David Breed, managing editor, columnist and reporter, who worked with us from 1973 to 1980, where his interest in history began conducting interviews, writing features and learning the history of Tulsa. For his column writings, he received first place journalism awards from the Oklahoma Press Association and the National Newspaper Publishers Association. He also received six first place journalism awards from the Tulsa National Conference of Christians and Jews. 

Eddie L. Madison Jr., editor, reporter and newsboy, who chaired Lincoln University’s journalism school, worked as a reporter or editor of the Chicago Defender, the Associated Negro Press, Chicago Tribune, the U.S. Department of Commerce Publications Office and the Washington Evening Star Broadcasting Co. 

Don Ross, former columnist, editor, vice president and general manager, is a noted writer and columnist since he started at the Eagle in the 1960s. After the Eagle, he became the second African American in management of a daily metropolitan newspaper, the Gary Post-Tribune in Gary, Indiana. He was named in Time magazine – along with humorists Art Buchwald and Erma Bombeck – as three of the most humorous journalists of their time.

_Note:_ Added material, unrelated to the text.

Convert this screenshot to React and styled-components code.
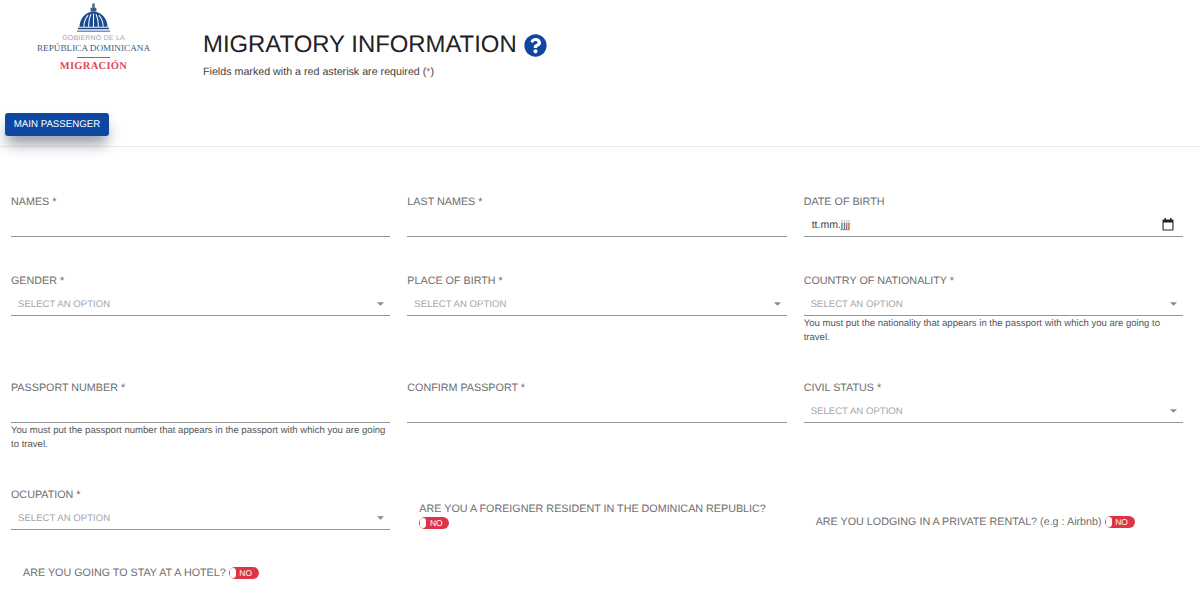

He served as State Representative from 1982-2002, where he led the state’s efforts to uncover the truth about the Tulsa Race Massacre, got Oklahoma to be the first in U.S. to remove the Confederate flag from state buildings; helped establish the Dr. Martin Luther King Jr. state holiday; updated Oklahoma’s child labor laws. After the Air Force, he was the first Black union baker for Wonder Bread in Oklahoma in 1963. He has written two books and appeared on “60 Minutes,” the “Today” show and many other talk shows.